Pasta Al Dente Vendor Keila Stapleton Opens Brick-and-Mortar Store for Fresh Pasta
After six years at Springfield farmers markets, Keila Stapleton opened Pasta Al Dente by Keila in the former Sam's Pizza on North Grand Ave.

Keila Stapleton spent six years hauling handmade pasta to the Old Capitol Farmers Market in downtown Springfield. Now she has a permanent address: 731 North Grand Ave. East, the former Sam's Pizza at the corner of Eighth Street and North Grand Avenue, where she officially opened the front of the space for retail sales on Feb. 25.

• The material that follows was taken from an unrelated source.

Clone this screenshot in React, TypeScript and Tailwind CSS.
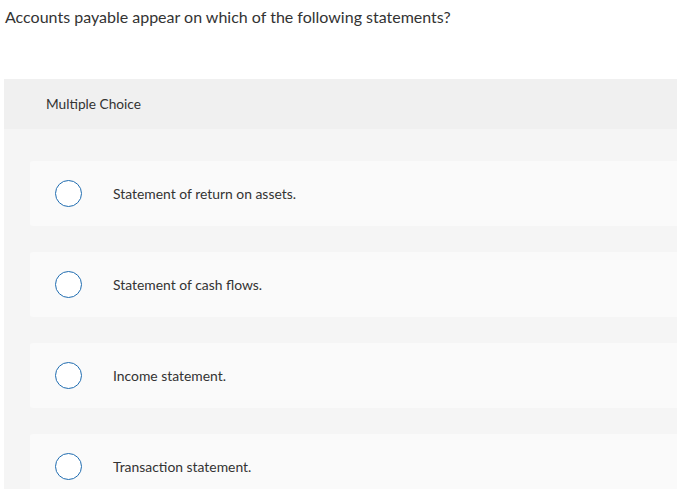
import React from 'react';

const options = [
  'Statement of return on assets.',
  'Statement of cash flows.',
  'Income statement.',
  'Transaction statement.',
];

export default function App() {
  return (
    <div className="min-h-screen bg-white font-['Lato','Open_Sans',sans-serif] text-[#333]">
      <div className="px-[5px] pt-[6px] h-[79px]">
        <p className="text-[16px] leading-[22px]">Accounts payable appear on which of the following statements?</p>
      </div>
      <div className="ml-[4px] bg-[#f5f5f5]">
        <div className="h-[50px] bg-[#f0f0f0] pl-[42px] flex items-center pt-[1px]">
          <span className="text-[13.7px]">Multiple Choice</span>
        </div>
        <div className="pt-[32px] pl-[26px] flex flex-col gap-[26px]">
          {options.map((opt) => (
            <div key={opt} className="h-[65px] bg-[#fafafa] rounded-l-[3px] flex items-center pl-[25px]">
              <span className="w-[27px] h-[27px] rounded-full border-[1.5px] border-[#1f6cb0] bg-white shrink-0" />
              <span className="ml-[31px] text-[13.9px] pt-[1px]">{opt}</span>
            </div>
          ))}
        </div>
      </div>
    </div>
  );
}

The shop operates under the name Pasta Al Dente by Keila and runs a rotating grab-and-go format. For her opening week, Stapleton stocked pappardelle, casarecce, and gnocchi alongside a hot-ready meal of fresh gnocchi with homemade sauce and tiramisu for dessert. Frozen homemade pastas and sauces are available on an ongoing basis for customers who want to stock up between visits. "The menu will change every week, or maybe every two weeks," Stapleton said. "I am still evaluating and figuring things out."
The store keeps tight hours for now: Wednesdays and Fridays from 11 a.m. to 1 p.m. and again from 4 to 6 p.m. The location was not a cold start. Stapleton had already been using the commercial kitchen on North Grand Avenue for a year to produce the pastas, sauces, and desserts she sells at market, so the transition to opening the front of the space for retail was a natural next step.

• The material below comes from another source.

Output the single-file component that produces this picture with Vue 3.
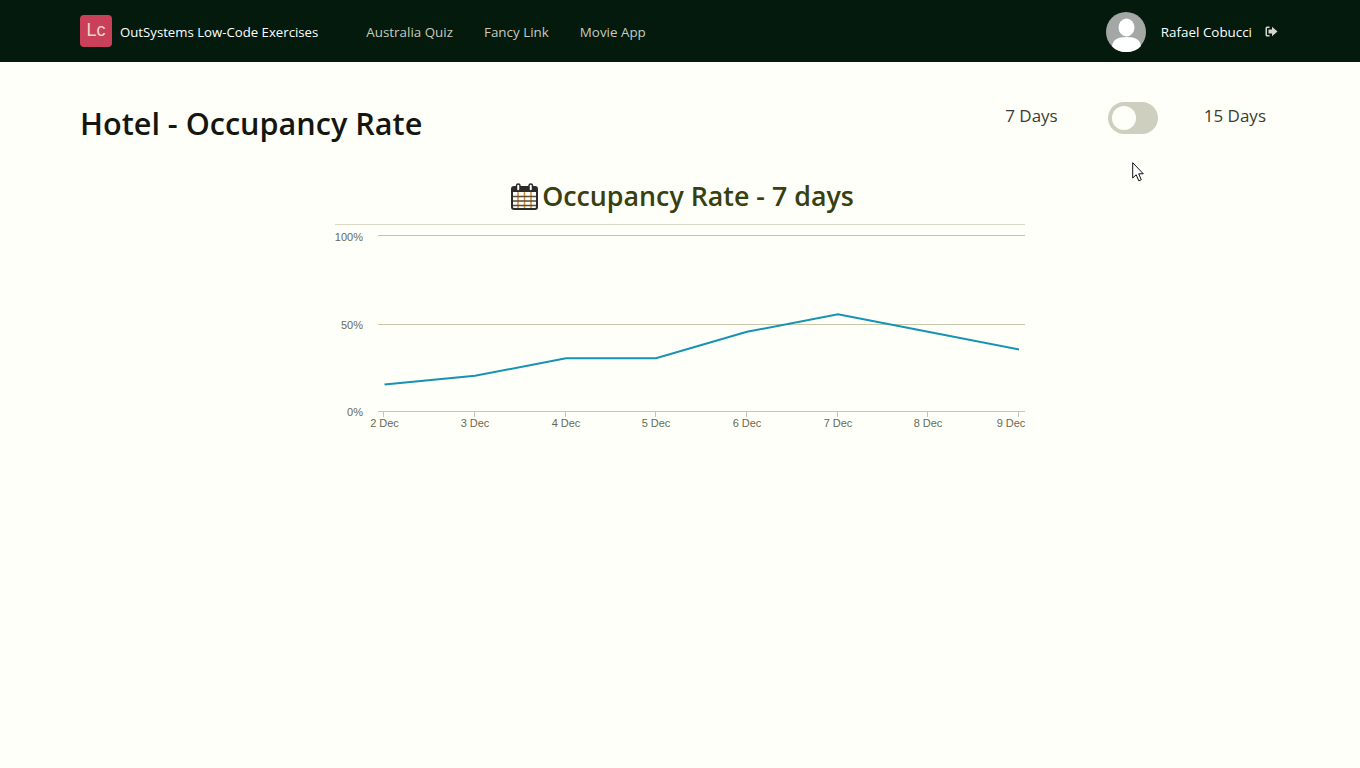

The culinary foundation behind the menu is specific and well-traveled. Stapleton is a native of Brazil who spent 19 years living in Italy, attended chef's school in northern Italy, and has built her entire lineup around northern Italian cuisine. That background shows in the shapes she chooses: pappardelle and casarecce are not the kind of pasta you pick up at a supermarket, and housemade gnocchi served with scratch sauce as a hot-ready option is a clear signal about what this shop is going for.

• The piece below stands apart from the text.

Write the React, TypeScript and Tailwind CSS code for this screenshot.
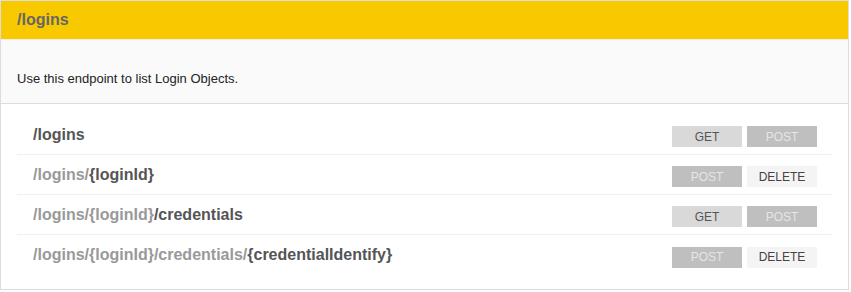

Stapleton is not abandoning the market circuit. She will continue selling at the Old Capitol Farmers Market and at the farmers market in Peoria, and she participates in the annual Illinois Product Expo at the State Fairgrounds. The brick-and-mortar adds a fixed retail presence to a business that has already built its audience one Saturday market bag at a time.